Oh, don't pretend like you don't have one!
A few years ago, I had an excruciating ingrown toenail that had to be cut out by a podiatrist. This is not an experience I want to repeat. Ever.
But winter is coming... The season of boots, heavy socks, tights, and closed-toe shoes is a perfect storm for ingrown toenails. As the old adage goes: prevention is better than cure. So here are my tips for preventing (and treating) ingrown toenails.
Cut Your Toenails Straight Across
I’m sure you’ve heard this one before: trim your nails straight across and not in a rounded shape, and don’t cut them too short. The corner of the nail should be visible above the skin. I’ve always stuck to this cutting method, but sometimes the corners are a bit sharp so I file them down slightly.

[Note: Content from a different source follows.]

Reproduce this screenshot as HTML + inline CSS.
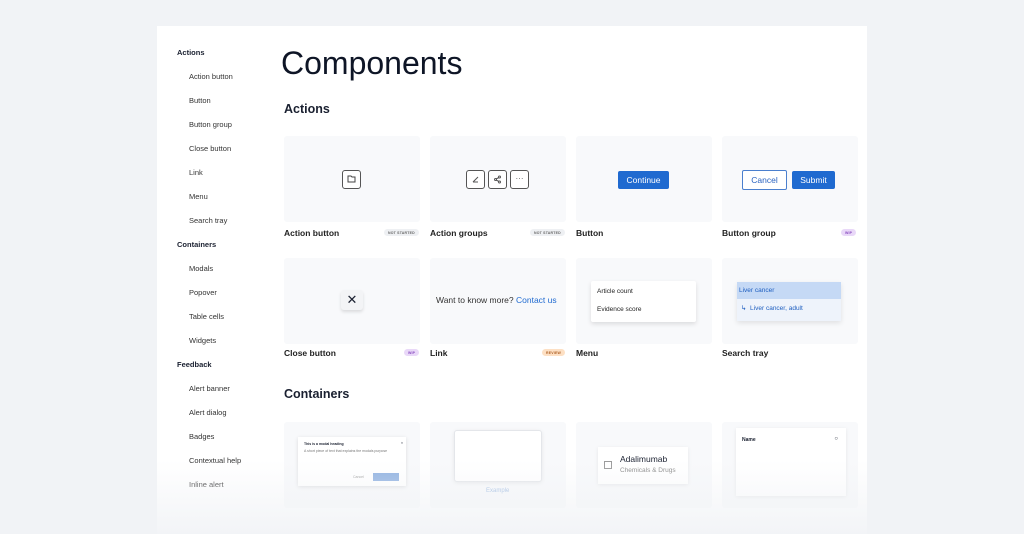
<!DOCTYPE html>
<html><head><meta charset="utf-8"><style>
*{margin:0;padding:0;box-sizing:border-box}
html,body{width:1024px;height:534px;overflow:hidden}
body{background:#f1f3f6;font-family:"Liberation Sans",Arial,sans-serif;position:relative;color:#1a2030}
.panel{position:absolute;left:157px;top:26px;width:710px;height:508px;background:#fff}
.a{position:absolute;white-space:nowrap}
.sh{font-size:7.5px;font-weight:bold;left:177px}
.si{font-size:7.5px;left:189px;color:#333}
.card{position:absolute;width:136px;height:86px;background:#f8f9fb;border-radius:3px}
.lbl{position:absolute;font-size:8.5px;font-weight:bold;color:#222}
.badge{position:absolute;font-size:3.5px;padding:1.5px 4px;border-radius:4px;font-weight:bold;letter-spacing:.2px}
.ib{position:absolute;width:19px;height:19px;border:1px solid #555;border-radius:3px;background:#fff}
.btn{position:absolute;height:18px;border-radius:2px;font-size:8.5px;text-align:center;line-height:18px}
.fade{position:absolute;left:0;top:460px;width:1024px;height:74px;background:linear-gradient(rgba(241,243,246,0),rgba(241,243,246,.9) 100%)}
</style></head><body>
<div class="panel"></div>
<div class="a sh" style="top:48px">Actions</div>
<div class="a si" style="top:72px">Action button</div>
<div class="a si" style="top:96px">Button</div>
<div class="a si" style="top:120px">Button group</div>
<div class="a si" style="top:144px">Close button</div>
<div class="a si" style="top:168px">Link</div>
<div class="a si" style="top:192px">Menu</div>
<div class="a si" style="top:216px">Search tray</div>
<div class="a sh" style="top:240px">Containers</div>
<div class="a si" style="top:264px">Modals</div>
<div class="a si" style="top:288px">Popover</div>
<div class="a si" style="top:312px">Table cells</div>
<div class="a si" style="top:336px">Widgets</div>
<div class="a sh" style="top:360px">Feedback</div>
<div class="a si" style="top:384px">Alert banner</div>
<div class="a si" style="top:408px">Alert dialog</div>
<div class="a si" style="top:432px">Badges</div>
<div class="a si" style="top:456px">Contextual help</div>
<div class="a si" style="top:480px">Inline alert</div>

<div class="a" style="left:281px;top:45px;font-size:32px;color:#0e1526">Components</div>
<div class="a" style="left:284px;top:102px;font-size:12.5px;font-weight:bold">Actions</div>

<div class="card" style="left:284px;top:136px"></div>
<div class="ib" style="left:342px;top:170px"><svg width="17" height="17" viewBox="0 0 17 17"><path d="M5 5h3l1 1h3v5H5z" fill="none" stroke="#444" stroke-width="1"/></svg></div>
<div class="lbl" style="left:284px;top:228px">Action button</div>
<div class="badge" style="left:384px;top:229px;background:#eef0f3;color:#666">NOT STARTED</div>

<div class="card" style="left:430px;top:136px"></div>
<div class="ib" style="left:466px;top:170px"><svg width="17" height="17" viewBox="0 0 17 17"><path d="M6 11l5-5M6 11h5" stroke="#555" fill="none"/></svg></div>
<div class="ib" style="left:488px;top:170px"><svg width="17" height="17" viewBox="0 0 17 17"><circle cx="6.5" cy="8.5" r="1" fill="none" stroke="#555"/><circle cx="10.5" cy="6" r="1" fill="none" stroke="#555"/><circle cx="10.5" cy="11" r="1" fill="none" stroke="#555"/><path d="M7 8l3-1.5M7 9l3 1.5" stroke="#555"/></svg></div>
<div class="ib" style="left:510px;top:170px;text-align:center;font-size:8px;line-height:15px;color:#555">···</div>
<div class="lbl" style="left:430px;top:228px">Action groups</div>
<div class="badge" style="left:530px;top:229px;background:#eef0f3;color:#666">NOT STARTED</div>

<div class="card" style="left:576px;top:136px"></div>
<div class="btn" style="left:618px;top:171px;width:51px;background:#1f6ad0;color:#fff">Continue</div>
<div class="lbl" style="left:576px;top:228px">Button</div>

<div class="card" style="left:722px;top:136px"></div>
<div class="btn" style="left:742px;top:170px;width:45px;height:20px;border:1px solid #4a7fce;color:#2a63c0;background:#fff">Cancel</div>
<div class="btn" style="left:792px;top:171px;width:43px;background:#1f6ad0;color:#fff">Submit</div>
<div class="lbl" style="left:722px;top:228px">Button group</div>
<div class="badge" style="left:841px;top:229px;background:#e9d8f8;color:#8a4fc0">WIP</div>

<div class="card" style="left:284px;top:258px"></div>
<div class="a" style="left:341px;top:290px;width:22px;height:20px;background:#f3f4f6;box-shadow:0 2px 3px rgba(0,0,0,.12);border-radius:3px;text-align:center;font-size:13px;line-height:20px">✕</div>
<div class="lbl" style="left:284px;top:348px">Close button</div>
<div class="badge" style="left:404px;top:349px;background:#e9d8f8;color:#8a4fc0">WIP</div>

<div class="card" style="left:430px;top:258px"></div>
<div class="a" style="left:436px;top:295px;font-size:8.5px;color:#333">Want to know more? <span style="color:#1f6ad0">Contact us</span></div>
<div class="lbl" style="left:430px;top:348px">Link</div>
<div class="badge" style="left:542px;top:349px;background:#fde0c4;color:#b0642a">REVIEW</div>

<div class="card" style="left:576px;top:258px"></div>
<div class="a" style="left:591px;top:281px;width:105px;height:41px;background:#fff;box-shadow:0 2px 5px rgba(0,0,0,.12);border-radius:2px;font-size:6.5px;color:#222"><div style="position:absolute;left:6px;top:7px">Article count</div><div style="position:absolute;left:6px;top:25px">Evidence score</div></div>
<div class="lbl" style="left:576px;top:348px">Menu</div>

<div class="card" style="left:722px;top:258px"></div>
<div class="a" style="left:737px;top:282px;width:104px;height:39px;background:#eef3fb;box-shadow:0 2px 5px rgba(0,0,0,.1);font-size:6.5px;color:#1f5fc0"><div style="height:17px;background:#c5d9f5;padding:5px 0 0 2px">Liver cancer</div><div style="padding:5px 0 0 4px">↳&nbsp; Liver cancer, adult</div></div>
<div class="lbl" style="left:722px;top:348px">Search tray</div>

<div class="a" style="left:284px;top:387px;font-size:12.5px;font-weight:bold">Containers</div>

<div class="card" style="left:284px;top:422px"></div>
<div class="a" style="left:298px;top:437px;width:108px;height:49px;background:#fff;box-shadow:0 1px 4px rgba(0,0,0,.12);font-size:3.5px"><div style="position:absolute;left:6px;top:5px;font-weight:bold">This is a modal heading</div><div style="position:absolute;left:6px;top:12px;color:#777">A short piece of text that explains the modals purpose</div><div style="position:absolute;right:3px;top:4px">×</div><div style="position:absolute;left:55px;top:38px;color:#999">Cancel</div><div style="position:absolute;top:36px;width:26px;height:8px;background:#8eb0e0;left:75px"></div></div>

<div class="card" style="left:430px;top:422px"></div>
<div class="a" style="left:454px;top:430px;width:88px;height:52px;background:#fff;border:1px solid #e4e6ea;border-radius:3px;box-shadow:0 1px 4px rgba(0,0,0,.08)"></div>
<div class="a" style="left:486px;top:488px;font-size:6px;color:#9bb8e0">Example</div>

<div class="card" style="left:576px;top:422px"></div>
<div class="a" style="left:598px;top:447px;width:90px;height:37px;background:#fff;box-shadow:0 1px 4px rgba(0,0,0,.08)"><div style="position:absolute;left:6px;top:14px;width:8px;height:8px;border:1px solid #999"></div><div style="position:absolute;left:22px;top:7px;font-size:8.5px">Adalimumab</div><div style="position:absolute;left:22px;top:20px;font-size:6.5px;color:#888">Chemicals &amp; Drugs</div></div>

<div class="card" style="left:722px;top:422px"></div>
<div class="a" style="left:736px;top:428px;width:110px;height:68px;background:#fff;box-shadow:0 1px 4px rgba(0,0,0,.08)"><div style="position:absolute;left:6px;top:9px;font-size:5px;font-weight:bold">Name</div><div style="position:absolute;right:8px;top:8px;font-size:6px">○</div></div>

<div class="fade"></div>
</body></html>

Don't Wear Shoes That Squish Your Toes
Beauty knows now pain (for me, at least), but I choose shoes that are beautiful AND comfortable in order to prevent ingrown toenails. I can feel the pressure of my nail against my skin when I wear snug heels, so I try to avoid wearing tight shoes that squeeze my toes together.
Let Your Feet Breathe
Always keep your feet clean and dry and let your toes get as much air as possible. This is easy to do in the summer, but in the winter I just want to wear socks all day. Still, as cold as it may be, after showering I let my feet breathe for an hour or two before sticking my toes into a pair of socks.
How To Treat An Ingrown Toenail
If addressed early, an ingrown toenail can be remedied without a visit to the podiatrist. Here's how I care for an ingrown toenail caught in its early stage.
- Soak toes in warm salt water for about 15 minutes. This will help reduce pain and inflammation, as well as soften the skin around the nail.
- After soaking, skin will be soft enough that you can gently pull it away from the nail. I usually do this using a small, clean nail file.
- Once the toe is clean and dry, apply an over-the-counter antiseptic cream to prevent infection.
With an ingrown toenail already in place, comfortable or open shoes are a necessity. Your toes need a lot of room; added pressure will only worsen the condition. REMEMBER: do not cut your nails until the nail has grown out, and then remember to cut it straight across. If your ingrown toenail persists or gets infected, get it checked out immediately.
Do you suffer from ingrown toenails? Any tips to add.